**What to work on:**
Set down the data below without change, skipping the pictures it holds.

**Provided material:**
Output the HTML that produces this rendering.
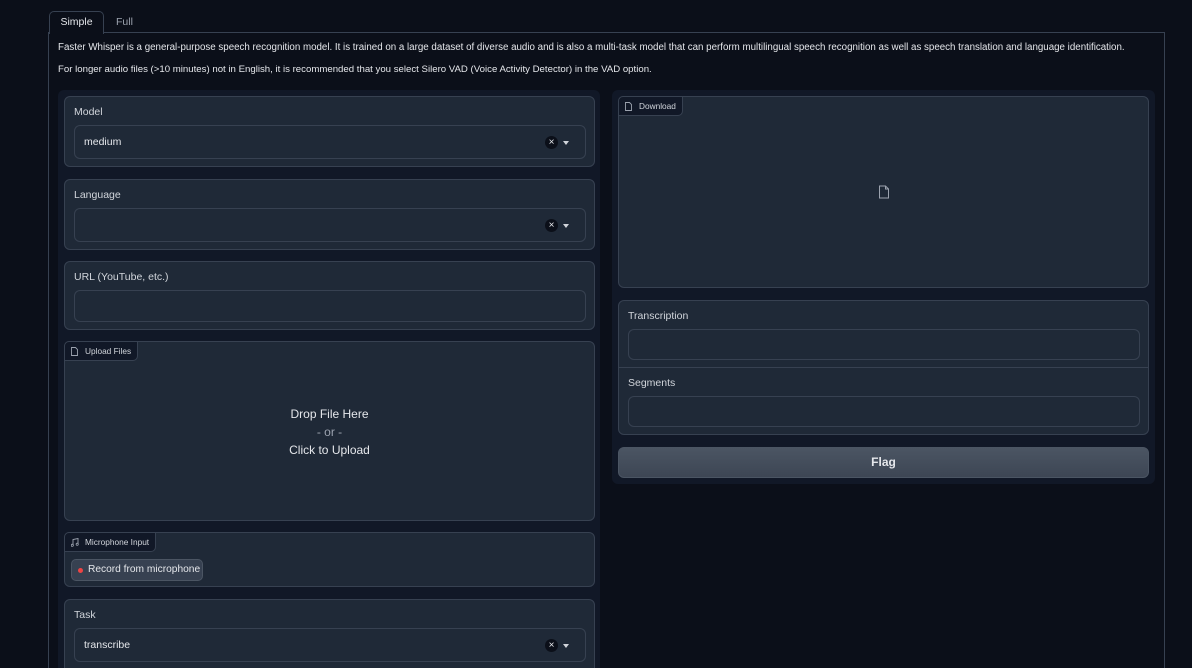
<!DOCTYPE html><html><head><style>
*{box-sizing:border-box;margin:0;padding:0}
html,body{width:1192px;height:668px;overflow:hidden}
body{background:#0b0f19;font-family:"Liberation Sans",sans-serif;color:#e5e7eb;position:relative}
.a{position:absolute}
.blk{position:absolute;background:#1f2937;border:1px solid #374151;border-radius:6px}
.inp{position:absolute;background:#1f2937;border:1px solid #374151;border-radius:6px}
.lbl{position:absolute;font-size:10.5px;color:#d1d5db;white-space:nowrap}
.tag{position:absolute;left:-1px;top:-1px;height:20px;padding:0 6px 0 20px;font-size:8.3px;line-height:19px;color:#d1d5db;background:#111827;border:1px solid #374151;border-radius:5px 0 5px 0;white-space:nowrap}
.tag svg{position:absolute;left:6px;top:5px}
.x{position:absolute;width:13px;height:13px;border-radius:50%;background:#0b0f19;color:#e5e7eb;font-size:10px;line-height:13px;text-align:center}
.ar{position:absolute;width:0;height:0;border-left:3px solid transparent;border-right:3px solid transparent;border-top:4px solid #d1d5db}
</style></head><body>
<div class="a" style="left:48px;top:32px;width:1117px;height:640px;border:1px solid #374151;border-bottom:none"></div>
<div class="a" style="left:49px;top:11px;width:55px;height:23px;background:#0b0f19;border:1px solid #374151;border-bottom:none;border-radius:5px 5px 0 0;font-size:10.5px;text-align:center;line-height:21px">Simple</div>
<div class="a" style="left:116px;top:16px;font-size:10.5px;color:#9ca3af">Full</div>
<div class="a" style="left:58px;top:42px;font-size:9.75px;white-space:nowrap">Faster Whisper is a general-purpose speech recognition model. It is trained on a large dataset of diverse audio and is also a multi-task model that can perform multilingual speech recognition as well as speech translation and language identification.</div>
<div class="a" style="left:58px;top:64px;font-size:9.65px;white-space:nowrap">For longer audio files (&gt;10 minutes) not in English, it is recommended that you select Silero VAD (Voice Activity Detector) in the VAD option.</div>
<div class="a" style="left:58px;top:90px;width:542px;height:590px;background:#111827;border-radius:6px"></div>
<div class="a" style="left:612px;top:90px;width:543px;height:394px;background:#111827;border-radius:6px"></div>

<div class="blk" style="left:64px;top:96px;width:531px;height:71px"><div class="lbl" style="left:9px;top:9px">Model</div>
<div class="inp" style="left:9px;top:28px;width:512px;height:34px"><div class="lbl" style="left:9px;top:10px;color:#e5e7eb">medium</div><div class="x" style="left:470px;top:10px">×</div><div class="ar" style="left:488px;top:15px"></div></div></div>

<div class="blk" style="left:64px;top:179px;width:531px;height:71px"><div class="lbl" style="left:9px;top:9px">Language</div>
<div class="inp" style="left:9px;top:28px;width:512px;height:34px"><div class="x" style="left:470px;top:10px">×</div><div class="ar" style="left:488px;top:15px"></div></div></div>

<div class="blk" style="left:64px;top:261px;width:531px;height:69px"><div class="lbl" style="left:9px;top:9px">URL (YouTube, etc.)</div>
<div class="inp" style="left:9px;top:28px;width:512px;height:32px"></div></div>

<div class="blk" style="left:64px;top:341px;width:531px;height:180px"><div class="tag"><svg width="7" height="9" viewBox="0 0 7 9"><path d="M.5.5h4l2 2v6h-6z" fill="none" stroke="#9ca3af" stroke-width=".9"/></svg>Upload Files</div>
<div class="a" style="left:0;width:529px;top:63px;text-align:center;font-size:12px;line-height:18px;color:#e5e7eb">Drop File Here<br><span style="color:#9ca3af">- or -</span><br>Click to Upload</div></div>

<div class="blk" style="left:64px;top:532px;width:531px;height:55px"><div class="tag"><svg width="8" height="9" viewBox="0 0 8 9"><path d="M2 7V1.5l5-1V6" fill="none" stroke="#9ca3af" stroke-width=".9"/><circle cx="1.3" cy="7.3" r="1.1" fill="none" stroke="#9ca3af" stroke-width=".8"/><circle cx="6.2" cy="6.3" r="1.1" fill="none" stroke="#9ca3af" stroke-width=".8"/></svg>Microphone Input</div>
<div class="a" style="left:6px;top:26px;width:132px;height:22px;background:#374151;border:1px solid #4b5563;border-radius:5px;font-size:10.2px;line-height:20px;padding-left:16px;white-space:nowrap">Record from microphone<div class="a" style="left:6px;top:8px;width:5px;height:5px;border-radius:50%;background:#ef4444"></div></div></div>

<div class="blk" style="left:64px;top:599px;width:531px;height:80px"><div class="lbl" style="left:9px;top:9px">Task</div>
<div class="inp" style="left:9px;top:28px;width:512px;height:34px"><div class="lbl" style="left:9px;top:10px;color:#e5e7eb">transcribe</div><div class="x" style="left:470px;top:10px">×</div><div class="ar" style="left:488px;top:15px"></div></div></div>

<div class="blk" style="left:618px;top:96px;width:531px;height:192px"><div class="tag"><svg width="7" height="9" viewBox="0 0 7 9"><path d="M.5.5h4l2 2v6h-6z" fill="none" stroke="#9ca3af" stroke-width=".9"/></svg>Download</div>
<svg class="a" style="left:259px;top:88px" width="12" height="14" viewBox="0 0 12 14"><path d="M1.5 1h6l3 3v9h-9z M7.5 1v3h3" fill="none" stroke="#9ca3af" stroke-width="1"/></svg></div>

<div class="blk" style="left:618px;top:300px;width:531px;height:135px">
<div class="lbl" style="left:9px;top:9px">Transcription</div>
<div class="inp" style="left:9px;top:28px;width:512px;height:31px"></div>
<div class="a" style="left:0;top:66px;width:529px;height:1px;background:#374151"></div>
<div class="lbl" style="left:9px;top:76px">Segments</div>
<div class="inp" style="left:9px;top:95px;width:512px;height:31px"></div></div>

<div class="a" style="left:618px;top:447px;width:531px;height:31px;background:linear-gradient(#4b5563,#3d4654);border:1px solid #4b5563;border-radius:6px;text-align:center;font-size:12px;font-weight:bold;line-height:29px">Flag</div>
</body></html>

**The reply:**
Output the HTML that produces this rendering.
<!DOCTYPE html><html><head><style>
*{box-sizing:border-box;margin:0;padding:0}
html,body{width:1192px;height:668px;overflow:hidden}
body{background:#0b0f19;font-family:"Liberation Sans",sans-serif;color:#e5e7eb;position:relative}
.a{position:absolute}
.blk{position:absolute;background:#1f2937;border:1px solid #374151;border-radius:6px}
.inp{position:absolute;background:#1f2937;border:1px solid #374151;border-radius:6px}
.lbl{position:absolute;font-size:10.5px;color:#d1d5db;white-space:nowrap}
.tag{position:absolute;left:-1px;top:-1px;height:20px;padding:0 6px 0 20px;font-size:8.3px;line-height:19px;color:#d1d5db;background:#111827;border:1px solid #374151;border-radius:5px 0 5px 0;white-space:nowrap}
.tag svg{position:absolute;left:6px;top:5px}
.x{position:absolute;width:13px;height:13px;border-radius:50%;background:#0b0f19;color:#e5e7eb;font-size:10px;line-height:13px;text-align:center}
.ar{position:absolute;width:0;height:0;border-left:3px solid transparent;border-right:3px solid transparent;border-top:4px solid #d1d5db}
</style></head><body>
<div class="a" style="left:48px;top:32px;width:1117px;height:640px;border:1px solid #374151;border-bottom:none"></div>
<div class="a" style="left:49px;top:11px;width:55px;height:23px;background:#0b0f19;border:1px solid #374151;border-bottom:none;border-radius:5px 5px 0 0;font-size:10.5px;text-align:center;line-height:21px">Simple</div>
<div class="a" style="left:116px;top:16px;font-size:10.5px;color:#9ca3af">Full</div>
<div class="a" style="left:58px;top:42px;font-size:9.75px;white-space:nowrap">Faster Whisper is a general-purpose speech recognition model. It is trained on a large dataset of diverse audio and is also a multi-task model that can perform multilingual speech recognition as well as speech translation and language identification.</div>
<div class="a" style="left:58px;top:64px;font-size:9.65px;white-space:nowrap">For longer audio files (&gt;10 minutes) not in English, it is recommended that you select Silero VAD (Voice Activity Detector) in the VAD option.</div>
<div class="a" style="left:58px;top:90px;width:542px;height:590px;background:#111827;border-radius:6px"></div>
<div class="a" style="left:612px;top:90px;width:543px;height:394px;background:#111827;border-radius:6px"></div>

<div class="blk" style="left:64px;top:96px;width:531px;height:71px"><div class="lbl" style="left:9px;top:9px">Model</div>
<div class="inp" style="left:9px;top:28px;width:512px;height:34px"><div class="lbl" style="left:9px;top:10px;color:#e5e7eb">medium</div><div class="x" style="left:470px;top:10px">×</div><div class="ar" style="left:488px;top:15px"></div></div></div>

<div class="blk" style="left:64px;top:179px;width:531px;height:71px"><div class="lbl" style="left:9px;top:9px">Language</div>
<div class="inp" style="left:9px;top:28px;width:512px;height:34px"><div class="x" style="left:470px;top:10px">×</div><div class="ar" style="left:488px;top:15px"></div></div></div>

<div class="blk" style="left:64px;top:261px;width:531px;height:69px"><div class="lbl" style="left:9px;top:9px">URL (YouTube, etc.)</div>
<div class="inp" style="left:9px;top:28px;width:512px;height:32px"></div></div>

<div class="blk" style="left:64px;top:341px;width:531px;height:180px"><div class="tag"><svg width="7" height="9" viewBox="0 0 7 9"><path d="M.5.5h4l2 2v6h-6z" fill="none" stroke="#9ca3af" stroke-width=".9"/></svg>Upload Files</div>
<div class="a" style="left:0;width:529px;top:63px;text-align:center;font-size:12px;line-height:18px;color:#e5e7eb">Drop File Here<br><span style="color:#9ca3af">- or -</span><br>Click to Upload</div></div>

<div class="blk" style="left:64px;top:532px;width:531px;height:55px"><div class="tag"><svg width="8" height="9" viewBox="0 0 8 9"><path d="M2 7V1.5l5-1V6" fill="none" stroke="#9ca3af" stroke-width=".9"/><circle cx="1.3" cy="7.3" r="1.1" fill="none" stroke="#9ca3af" stroke-width=".8"/><circle cx="6.2" cy="6.3" r="1.1" fill="none" stroke="#9ca3af" stroke-width=".8"/></svg>Microphone Input</div>
<div class="a" style="left:6px;top:26px;width:132px;height:22px;background:#374151;border:1px solid #4b5563;border-radius:5px;font-size:10.2px;line-height:20px;padding-left:16px;white-space:nowrap">Record from microphone<div class="a" style="left:6px;top:8px;width:5px;height:5px;border-radius:50%;background:#ef4444"></div></div></div>

<div class="blk" style="left:64px;top:599px;width:531px;height:80px"><div class="lbl" style="left:9px;top:9px">Task</div>
<div class="inp" style="left:9px;top:28px;width:512px;height:34px"><div class="lbl" style="left:9px;top:10px;color:#e5e7eb">transcribe</div><div class="x" style="left:470px;top:10px">×</div><div class="ar" style="left:488px;top:15px"></div></div></div>

<div class="blk" style="left:618px;top:96px;width:531px;height:192px"><div class="tag"><svg width="7" height="9" viewBox="0 0 7 9"><path d="M.5.5h4l2 2v6h-6z" fill="none" stroke="#9ca3af" stroke-width=".9"/></svg>Download</div>
<svg class="a" style="left:259px;top:88px" width="12" height="14" viewBox="0 0 12 14"><path d="M1.5 1h6l3 3v9h-9z M7.5 1v3h3" fill="none" stroke="#9ca3af" stroke-width="1"/></svg></div>

<div class="blk" style="left:618px;top:300px;width:531px;height:135px">
<div class="lbl" style="left:9px;top:9px">Transcription</div>
<div class="inp" style="left:9px;top:28px;width:512px;height:31px"></div>
<div class="a" style="left:0;top:66px;width:529px;height:1px;background:#374151"></div>
<div class="lbl" style="left:9px;top:76px">Segments</div>
<div class="inp" style="left:9px;top:95px;width:512px;height:31px"></div></div>

<div class="a" style="left:618px;top:447px;width:531px;height:31px;background:linear-gradient(#4b5563,#3d4654);border:1px solid #4b5563;border-radius:6px;text-align:center;font-size:12px;font-weight:bold;line-height:29px">Flag</div>
</body></html>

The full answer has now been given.